* _Directive_: Everything from the line with "Convert this table" through the line with "border-[#b4c6e7] bg-[#8eaadb] text-center", inclusive, should be repeated exactly, except the pictures.

* _Record excerpts_:

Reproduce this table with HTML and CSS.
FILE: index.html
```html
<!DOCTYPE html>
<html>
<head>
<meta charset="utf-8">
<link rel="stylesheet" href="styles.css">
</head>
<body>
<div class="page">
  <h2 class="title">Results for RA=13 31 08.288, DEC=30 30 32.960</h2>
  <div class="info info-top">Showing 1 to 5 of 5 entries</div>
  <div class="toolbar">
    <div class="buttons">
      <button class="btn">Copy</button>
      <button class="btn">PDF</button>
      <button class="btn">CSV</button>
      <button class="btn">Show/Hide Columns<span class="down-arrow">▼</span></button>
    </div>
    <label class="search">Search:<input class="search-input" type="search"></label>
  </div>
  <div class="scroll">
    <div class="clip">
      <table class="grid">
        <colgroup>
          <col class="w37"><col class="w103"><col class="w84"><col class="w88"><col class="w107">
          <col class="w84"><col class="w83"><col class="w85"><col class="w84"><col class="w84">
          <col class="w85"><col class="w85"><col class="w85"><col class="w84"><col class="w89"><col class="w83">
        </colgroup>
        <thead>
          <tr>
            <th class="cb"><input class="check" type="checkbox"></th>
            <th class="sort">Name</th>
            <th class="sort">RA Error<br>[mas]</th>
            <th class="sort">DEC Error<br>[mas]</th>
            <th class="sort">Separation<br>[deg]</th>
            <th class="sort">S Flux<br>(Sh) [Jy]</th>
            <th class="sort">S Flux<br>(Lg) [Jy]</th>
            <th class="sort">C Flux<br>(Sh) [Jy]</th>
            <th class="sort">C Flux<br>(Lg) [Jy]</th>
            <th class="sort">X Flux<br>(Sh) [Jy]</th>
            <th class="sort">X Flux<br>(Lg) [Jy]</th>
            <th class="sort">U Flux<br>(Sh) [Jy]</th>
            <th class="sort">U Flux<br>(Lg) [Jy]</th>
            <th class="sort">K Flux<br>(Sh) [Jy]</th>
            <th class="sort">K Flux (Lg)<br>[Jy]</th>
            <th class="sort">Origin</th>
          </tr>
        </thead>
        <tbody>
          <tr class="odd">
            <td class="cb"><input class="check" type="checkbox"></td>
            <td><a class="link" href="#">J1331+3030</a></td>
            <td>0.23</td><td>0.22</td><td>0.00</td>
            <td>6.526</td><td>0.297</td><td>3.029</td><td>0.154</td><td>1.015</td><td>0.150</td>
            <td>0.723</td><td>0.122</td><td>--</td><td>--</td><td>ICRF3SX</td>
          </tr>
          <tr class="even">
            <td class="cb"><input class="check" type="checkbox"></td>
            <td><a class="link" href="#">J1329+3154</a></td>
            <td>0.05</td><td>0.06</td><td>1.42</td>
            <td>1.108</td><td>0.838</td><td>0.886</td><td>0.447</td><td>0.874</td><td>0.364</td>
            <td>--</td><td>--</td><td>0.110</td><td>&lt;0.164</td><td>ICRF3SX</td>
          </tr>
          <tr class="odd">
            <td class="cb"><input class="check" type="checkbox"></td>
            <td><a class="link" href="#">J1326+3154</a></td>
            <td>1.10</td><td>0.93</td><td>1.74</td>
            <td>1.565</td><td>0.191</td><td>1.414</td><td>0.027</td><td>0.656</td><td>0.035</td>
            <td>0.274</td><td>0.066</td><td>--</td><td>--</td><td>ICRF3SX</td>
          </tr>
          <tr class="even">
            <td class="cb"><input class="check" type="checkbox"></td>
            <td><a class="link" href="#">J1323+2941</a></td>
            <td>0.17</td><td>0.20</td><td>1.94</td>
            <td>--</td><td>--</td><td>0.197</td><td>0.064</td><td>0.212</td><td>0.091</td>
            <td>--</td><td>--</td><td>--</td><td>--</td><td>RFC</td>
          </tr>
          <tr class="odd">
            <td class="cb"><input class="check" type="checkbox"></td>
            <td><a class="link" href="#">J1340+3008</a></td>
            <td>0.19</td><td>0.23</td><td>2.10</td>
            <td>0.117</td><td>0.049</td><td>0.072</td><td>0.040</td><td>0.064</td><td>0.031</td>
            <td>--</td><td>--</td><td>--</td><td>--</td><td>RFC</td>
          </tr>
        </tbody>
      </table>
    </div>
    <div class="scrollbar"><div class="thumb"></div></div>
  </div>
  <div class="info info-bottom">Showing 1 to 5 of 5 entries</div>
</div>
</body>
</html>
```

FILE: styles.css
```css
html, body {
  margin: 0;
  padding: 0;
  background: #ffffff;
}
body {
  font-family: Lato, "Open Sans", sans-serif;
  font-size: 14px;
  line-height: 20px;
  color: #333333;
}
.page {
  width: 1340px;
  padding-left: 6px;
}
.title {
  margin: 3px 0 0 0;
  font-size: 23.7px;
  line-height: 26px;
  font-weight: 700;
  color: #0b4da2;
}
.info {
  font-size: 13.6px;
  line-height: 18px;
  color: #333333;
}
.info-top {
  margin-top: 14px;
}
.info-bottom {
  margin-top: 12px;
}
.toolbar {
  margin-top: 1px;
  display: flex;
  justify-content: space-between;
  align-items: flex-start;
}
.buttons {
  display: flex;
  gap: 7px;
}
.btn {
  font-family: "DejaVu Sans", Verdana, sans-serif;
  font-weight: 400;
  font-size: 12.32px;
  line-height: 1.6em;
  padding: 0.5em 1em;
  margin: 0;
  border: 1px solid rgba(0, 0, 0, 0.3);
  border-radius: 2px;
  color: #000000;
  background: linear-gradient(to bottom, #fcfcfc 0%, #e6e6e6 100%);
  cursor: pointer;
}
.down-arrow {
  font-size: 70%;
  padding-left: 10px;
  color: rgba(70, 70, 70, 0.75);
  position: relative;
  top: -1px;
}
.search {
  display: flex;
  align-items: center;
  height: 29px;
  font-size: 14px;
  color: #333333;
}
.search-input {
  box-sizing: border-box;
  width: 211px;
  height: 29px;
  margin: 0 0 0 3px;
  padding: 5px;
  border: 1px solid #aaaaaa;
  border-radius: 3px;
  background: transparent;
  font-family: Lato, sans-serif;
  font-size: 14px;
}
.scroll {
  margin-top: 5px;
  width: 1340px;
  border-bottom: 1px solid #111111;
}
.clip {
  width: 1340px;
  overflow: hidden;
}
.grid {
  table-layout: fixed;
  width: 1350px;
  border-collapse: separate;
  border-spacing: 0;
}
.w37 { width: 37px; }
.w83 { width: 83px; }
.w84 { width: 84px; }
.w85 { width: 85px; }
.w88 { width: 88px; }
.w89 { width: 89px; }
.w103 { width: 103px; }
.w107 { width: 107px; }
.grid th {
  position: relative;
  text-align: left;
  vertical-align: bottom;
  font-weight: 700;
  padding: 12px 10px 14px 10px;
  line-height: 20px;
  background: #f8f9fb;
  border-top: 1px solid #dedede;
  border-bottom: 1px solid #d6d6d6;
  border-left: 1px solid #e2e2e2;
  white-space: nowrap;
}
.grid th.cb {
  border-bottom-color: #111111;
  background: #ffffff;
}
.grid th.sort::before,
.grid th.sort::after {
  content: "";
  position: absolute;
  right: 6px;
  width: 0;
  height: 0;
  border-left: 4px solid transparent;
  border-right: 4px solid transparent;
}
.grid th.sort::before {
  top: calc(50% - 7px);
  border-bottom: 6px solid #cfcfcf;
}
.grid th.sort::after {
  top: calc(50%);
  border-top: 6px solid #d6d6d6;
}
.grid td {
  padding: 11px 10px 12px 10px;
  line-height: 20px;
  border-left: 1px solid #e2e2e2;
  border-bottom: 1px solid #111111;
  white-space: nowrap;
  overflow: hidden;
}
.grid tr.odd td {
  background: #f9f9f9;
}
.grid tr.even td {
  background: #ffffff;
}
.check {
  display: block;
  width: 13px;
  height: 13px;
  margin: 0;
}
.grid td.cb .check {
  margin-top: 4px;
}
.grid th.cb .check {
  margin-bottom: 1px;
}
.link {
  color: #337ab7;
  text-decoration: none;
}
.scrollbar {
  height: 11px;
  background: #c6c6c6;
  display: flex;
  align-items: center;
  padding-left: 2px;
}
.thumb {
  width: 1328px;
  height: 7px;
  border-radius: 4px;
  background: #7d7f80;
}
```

---

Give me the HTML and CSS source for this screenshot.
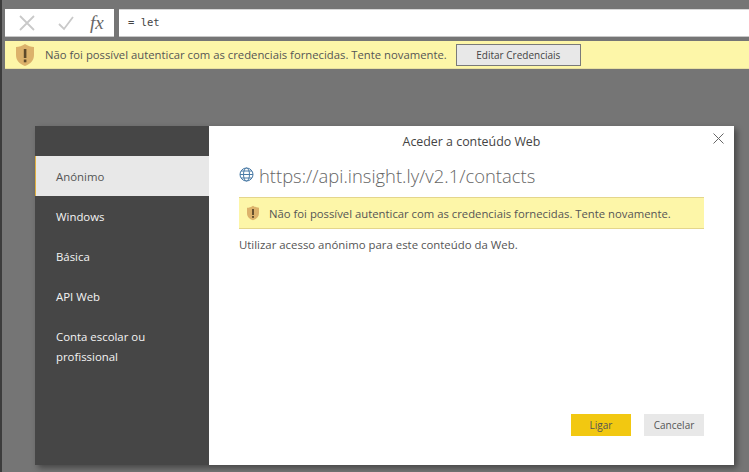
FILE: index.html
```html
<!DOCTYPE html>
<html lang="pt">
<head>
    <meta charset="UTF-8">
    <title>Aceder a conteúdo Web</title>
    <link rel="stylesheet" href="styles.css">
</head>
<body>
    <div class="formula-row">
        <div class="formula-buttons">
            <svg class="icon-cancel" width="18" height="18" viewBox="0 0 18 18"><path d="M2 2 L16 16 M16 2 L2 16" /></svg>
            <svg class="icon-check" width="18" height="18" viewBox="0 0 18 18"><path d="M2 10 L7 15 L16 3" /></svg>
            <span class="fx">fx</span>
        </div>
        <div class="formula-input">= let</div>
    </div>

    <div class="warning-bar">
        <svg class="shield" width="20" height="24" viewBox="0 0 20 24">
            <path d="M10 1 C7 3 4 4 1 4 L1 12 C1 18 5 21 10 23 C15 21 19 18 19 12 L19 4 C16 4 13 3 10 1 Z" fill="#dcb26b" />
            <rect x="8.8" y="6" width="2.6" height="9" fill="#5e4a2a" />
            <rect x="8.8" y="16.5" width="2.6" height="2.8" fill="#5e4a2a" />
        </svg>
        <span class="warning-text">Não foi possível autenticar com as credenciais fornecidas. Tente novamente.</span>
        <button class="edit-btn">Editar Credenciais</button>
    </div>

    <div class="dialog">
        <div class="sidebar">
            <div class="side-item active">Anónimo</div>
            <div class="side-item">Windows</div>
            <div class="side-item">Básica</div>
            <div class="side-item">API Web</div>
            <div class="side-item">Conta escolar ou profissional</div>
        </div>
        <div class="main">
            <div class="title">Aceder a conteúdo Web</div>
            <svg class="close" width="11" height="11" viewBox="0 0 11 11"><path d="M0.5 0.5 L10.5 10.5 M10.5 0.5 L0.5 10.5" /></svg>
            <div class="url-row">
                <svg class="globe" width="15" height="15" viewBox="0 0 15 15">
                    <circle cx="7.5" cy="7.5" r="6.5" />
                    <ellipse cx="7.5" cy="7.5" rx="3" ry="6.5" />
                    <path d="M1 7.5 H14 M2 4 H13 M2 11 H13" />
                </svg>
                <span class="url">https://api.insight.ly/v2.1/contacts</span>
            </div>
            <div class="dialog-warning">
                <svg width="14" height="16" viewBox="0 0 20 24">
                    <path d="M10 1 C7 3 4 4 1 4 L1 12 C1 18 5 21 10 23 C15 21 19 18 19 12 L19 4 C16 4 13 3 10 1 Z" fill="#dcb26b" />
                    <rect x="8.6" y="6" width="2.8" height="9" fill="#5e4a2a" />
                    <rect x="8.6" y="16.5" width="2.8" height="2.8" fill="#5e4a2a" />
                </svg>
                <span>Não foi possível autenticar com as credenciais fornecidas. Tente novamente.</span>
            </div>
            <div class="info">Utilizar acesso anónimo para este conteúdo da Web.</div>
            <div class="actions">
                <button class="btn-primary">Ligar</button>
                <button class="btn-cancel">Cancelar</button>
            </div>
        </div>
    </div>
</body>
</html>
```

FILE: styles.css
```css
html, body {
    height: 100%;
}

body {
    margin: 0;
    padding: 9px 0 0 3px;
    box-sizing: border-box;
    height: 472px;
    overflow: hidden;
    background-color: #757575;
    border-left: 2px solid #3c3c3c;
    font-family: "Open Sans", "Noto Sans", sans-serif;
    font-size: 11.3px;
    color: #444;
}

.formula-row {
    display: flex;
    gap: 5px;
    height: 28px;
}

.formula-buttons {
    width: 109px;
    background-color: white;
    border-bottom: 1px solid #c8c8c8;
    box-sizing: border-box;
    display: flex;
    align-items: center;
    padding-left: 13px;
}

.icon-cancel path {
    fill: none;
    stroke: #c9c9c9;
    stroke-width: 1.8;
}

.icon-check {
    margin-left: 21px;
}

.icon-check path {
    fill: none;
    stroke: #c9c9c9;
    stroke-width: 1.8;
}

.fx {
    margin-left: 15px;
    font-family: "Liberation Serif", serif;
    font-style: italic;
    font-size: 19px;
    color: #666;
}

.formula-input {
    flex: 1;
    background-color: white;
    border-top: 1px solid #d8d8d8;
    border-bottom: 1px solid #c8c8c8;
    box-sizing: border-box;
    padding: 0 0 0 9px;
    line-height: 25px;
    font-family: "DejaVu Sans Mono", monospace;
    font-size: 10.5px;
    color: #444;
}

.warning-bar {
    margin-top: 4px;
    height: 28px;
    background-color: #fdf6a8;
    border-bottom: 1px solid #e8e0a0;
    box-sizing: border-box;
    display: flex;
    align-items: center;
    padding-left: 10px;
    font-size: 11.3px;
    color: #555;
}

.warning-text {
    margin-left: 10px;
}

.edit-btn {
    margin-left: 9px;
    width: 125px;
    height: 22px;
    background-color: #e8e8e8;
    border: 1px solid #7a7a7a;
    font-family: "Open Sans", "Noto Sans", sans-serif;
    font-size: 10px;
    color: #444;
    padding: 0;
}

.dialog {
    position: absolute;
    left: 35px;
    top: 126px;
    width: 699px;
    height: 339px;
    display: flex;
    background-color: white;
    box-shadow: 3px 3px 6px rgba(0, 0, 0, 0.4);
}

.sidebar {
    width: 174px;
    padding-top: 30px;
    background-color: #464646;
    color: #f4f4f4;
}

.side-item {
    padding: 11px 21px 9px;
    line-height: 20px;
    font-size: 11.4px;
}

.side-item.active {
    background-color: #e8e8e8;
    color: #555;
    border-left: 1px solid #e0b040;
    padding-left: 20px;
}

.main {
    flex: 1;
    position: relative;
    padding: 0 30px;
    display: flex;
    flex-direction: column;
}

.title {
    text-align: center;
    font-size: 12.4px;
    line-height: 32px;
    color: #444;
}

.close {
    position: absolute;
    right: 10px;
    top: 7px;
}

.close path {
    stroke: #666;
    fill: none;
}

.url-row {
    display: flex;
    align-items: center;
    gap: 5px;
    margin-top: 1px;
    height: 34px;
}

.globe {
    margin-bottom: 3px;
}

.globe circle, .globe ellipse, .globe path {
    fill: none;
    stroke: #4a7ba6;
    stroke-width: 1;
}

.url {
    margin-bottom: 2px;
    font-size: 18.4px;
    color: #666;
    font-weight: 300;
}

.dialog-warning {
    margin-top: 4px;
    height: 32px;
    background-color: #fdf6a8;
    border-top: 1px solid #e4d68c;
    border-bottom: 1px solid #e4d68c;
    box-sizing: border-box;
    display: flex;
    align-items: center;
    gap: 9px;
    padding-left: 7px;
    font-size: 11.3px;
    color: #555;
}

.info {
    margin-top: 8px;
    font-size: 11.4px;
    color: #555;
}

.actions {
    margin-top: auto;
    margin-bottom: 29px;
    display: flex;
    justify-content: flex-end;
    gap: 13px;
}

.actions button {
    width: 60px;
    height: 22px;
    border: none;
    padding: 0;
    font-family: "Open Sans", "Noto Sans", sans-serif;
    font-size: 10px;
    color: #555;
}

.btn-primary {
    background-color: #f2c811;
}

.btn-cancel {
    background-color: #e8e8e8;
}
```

--

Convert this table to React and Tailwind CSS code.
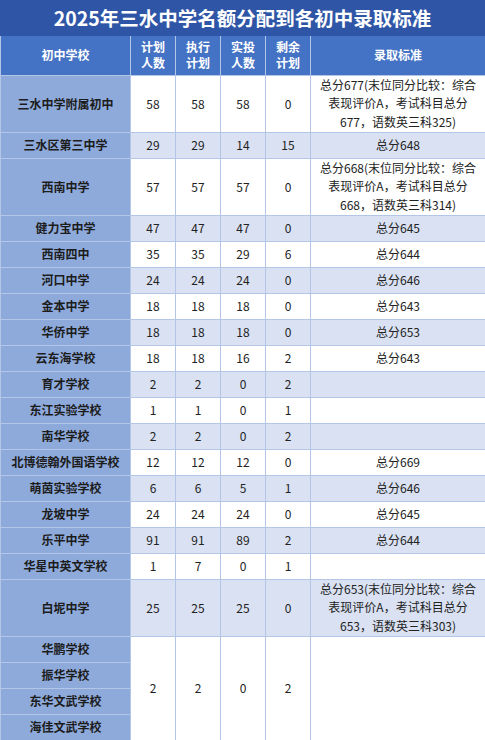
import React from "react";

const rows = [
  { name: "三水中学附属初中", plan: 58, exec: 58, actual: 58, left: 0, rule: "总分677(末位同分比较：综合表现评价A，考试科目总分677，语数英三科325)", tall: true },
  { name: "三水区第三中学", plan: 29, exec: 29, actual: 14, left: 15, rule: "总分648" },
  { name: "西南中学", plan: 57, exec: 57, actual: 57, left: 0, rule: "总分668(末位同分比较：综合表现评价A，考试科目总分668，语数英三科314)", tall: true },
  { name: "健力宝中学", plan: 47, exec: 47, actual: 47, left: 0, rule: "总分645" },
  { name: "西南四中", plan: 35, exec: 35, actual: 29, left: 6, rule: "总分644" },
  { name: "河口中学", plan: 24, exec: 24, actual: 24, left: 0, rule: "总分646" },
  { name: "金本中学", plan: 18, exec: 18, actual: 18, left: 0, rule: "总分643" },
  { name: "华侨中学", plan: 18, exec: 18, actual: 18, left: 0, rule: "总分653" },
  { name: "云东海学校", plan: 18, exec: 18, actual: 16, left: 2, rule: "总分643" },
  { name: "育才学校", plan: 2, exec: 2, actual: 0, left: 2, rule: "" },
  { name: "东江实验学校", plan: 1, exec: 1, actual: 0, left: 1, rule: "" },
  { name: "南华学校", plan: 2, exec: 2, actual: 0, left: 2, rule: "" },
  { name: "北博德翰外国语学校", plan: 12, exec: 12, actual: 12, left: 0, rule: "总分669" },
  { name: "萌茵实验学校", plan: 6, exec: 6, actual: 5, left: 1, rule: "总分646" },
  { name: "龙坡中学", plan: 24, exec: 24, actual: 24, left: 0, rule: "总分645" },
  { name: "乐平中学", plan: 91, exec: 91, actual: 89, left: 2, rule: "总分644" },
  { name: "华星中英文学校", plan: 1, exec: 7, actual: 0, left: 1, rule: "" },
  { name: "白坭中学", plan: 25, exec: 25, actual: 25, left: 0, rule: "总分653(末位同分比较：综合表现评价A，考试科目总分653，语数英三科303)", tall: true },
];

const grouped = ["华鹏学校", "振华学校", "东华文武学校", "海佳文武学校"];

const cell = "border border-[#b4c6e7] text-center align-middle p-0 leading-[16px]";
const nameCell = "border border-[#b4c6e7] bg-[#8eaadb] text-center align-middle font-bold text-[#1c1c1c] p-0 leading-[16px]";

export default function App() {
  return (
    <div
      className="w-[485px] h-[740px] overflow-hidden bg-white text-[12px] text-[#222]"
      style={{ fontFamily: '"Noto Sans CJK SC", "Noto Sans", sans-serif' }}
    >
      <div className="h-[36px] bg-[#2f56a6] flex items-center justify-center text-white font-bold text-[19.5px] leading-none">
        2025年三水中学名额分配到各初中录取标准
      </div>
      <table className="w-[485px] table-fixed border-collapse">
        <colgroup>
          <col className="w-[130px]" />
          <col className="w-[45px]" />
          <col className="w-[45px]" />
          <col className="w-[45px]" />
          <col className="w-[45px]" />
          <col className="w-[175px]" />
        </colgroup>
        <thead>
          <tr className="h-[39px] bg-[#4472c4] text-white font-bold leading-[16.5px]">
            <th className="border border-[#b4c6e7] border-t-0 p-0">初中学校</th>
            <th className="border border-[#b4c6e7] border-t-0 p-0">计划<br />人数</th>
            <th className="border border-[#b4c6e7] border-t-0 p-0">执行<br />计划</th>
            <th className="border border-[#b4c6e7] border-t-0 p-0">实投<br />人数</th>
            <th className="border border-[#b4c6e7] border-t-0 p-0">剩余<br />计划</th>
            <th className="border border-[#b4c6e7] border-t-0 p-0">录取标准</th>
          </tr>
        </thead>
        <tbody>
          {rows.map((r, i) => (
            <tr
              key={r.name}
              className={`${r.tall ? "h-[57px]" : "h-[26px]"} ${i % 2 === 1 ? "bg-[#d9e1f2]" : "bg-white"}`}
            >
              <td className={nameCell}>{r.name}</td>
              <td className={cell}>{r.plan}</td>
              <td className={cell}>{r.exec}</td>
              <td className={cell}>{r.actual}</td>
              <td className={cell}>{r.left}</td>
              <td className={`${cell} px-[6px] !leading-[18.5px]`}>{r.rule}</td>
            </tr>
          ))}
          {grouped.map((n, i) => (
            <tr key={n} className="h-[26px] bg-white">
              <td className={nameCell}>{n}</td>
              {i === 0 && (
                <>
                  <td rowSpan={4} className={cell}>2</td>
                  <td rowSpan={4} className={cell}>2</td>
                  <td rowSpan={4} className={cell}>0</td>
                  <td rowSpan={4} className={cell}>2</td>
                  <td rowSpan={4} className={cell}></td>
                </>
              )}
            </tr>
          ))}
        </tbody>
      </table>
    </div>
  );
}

* _Task output_:
Convert this table to React and Tailwind CSS code.
import React from "react";

const rows = [
  { name: "三水中学附属初中", plan: 58, exec: 58, actual: 58, left: 0, rule: "总分677(末位同分比较：综合表现评价A，考试科目总分677，语数英三科325)", tall: true },
  { name: "三水区第三中学", plan: 29, exec: 29, actual: 14, left: 15, rule: "总分648" },
  { name: "西南中学", plan: 57, exec: 57, actual: 57, left: 0, rule: "总分668(末位同分比较：综合表现评价A，考试科目总分668，语数英三科314)", tall: true },
  { name: "健力宝中学", plan: 47, exec: 47, actual: 47, left: 0, rule: "总分645" },
  { name: "西南四中", plan: 35, exec: 35, actual: 29, left: 6, rule: "总分644" },
  { name: "河口中学", plan: 24, exec: 24, actual: 24, left: 0, rule: "总分646" },
  { name: "金本中学", plan: 18, exec: 18, actual: 18, left: 0, rule: "总分643" },
  { name: "华侨中学", plan: 18, exec: 18, actual: 18, left: 0, rule: "总分653" },
  { name: "云东海学校", plan: 18, exec: 18, actual: 16, left: 2, rule: "总分643" },
  { name: "育才学校", plan: 2, exec: 2, actual: 0, left: 2, rule: "" },
  { name: "东江实验学校", plan: 1, exec: 1, actual: 0, left: 1, rule: "" },
  { name: "南华学校", plan: 2, exec: 2, actual: 0, left: 2, rule: "" },
  { name: "北博德翰外国语学校", plan: 12, exec: 12, actual: 12, left: 0, rule: "总分669" },
  { name: "萌茵实验学校", plan: 6, exec: 6, actual: 5, left: 1, rule: "总分646" },
  { name: "龙坡中学", plan: 24, exec: 24, actual: 24, left: 0, rule: "总分645" },
  { name: "乐平中学", plan: 91, exec: 91, actual: 89, left: 2, rule: "总分644" },
  { name: "华星中英文学校", plan: 1, exec: 7, actual: 0, left: 1, rule: "" },
  { name: "白坭中学", plan: 25, exec: 25, actual: 25, left: 0, rule: "总分653(末位同分比较：综合表现评价A，考试科目总分653，语数英三科303)", tall: true },
];

const grouped = ["华鹏学校", "振华学校", "东华文武学校", "海佳文武学校"];

const cell = "border border-[#b4c6e7] text-center align-middle p-0 leading-[16px]";
const nameCell = "border border-[#b4c6e7] bg-[#8eaadb] text-center align-middle font-bold text-[#1c1c1c] p-0 leading-[16px]";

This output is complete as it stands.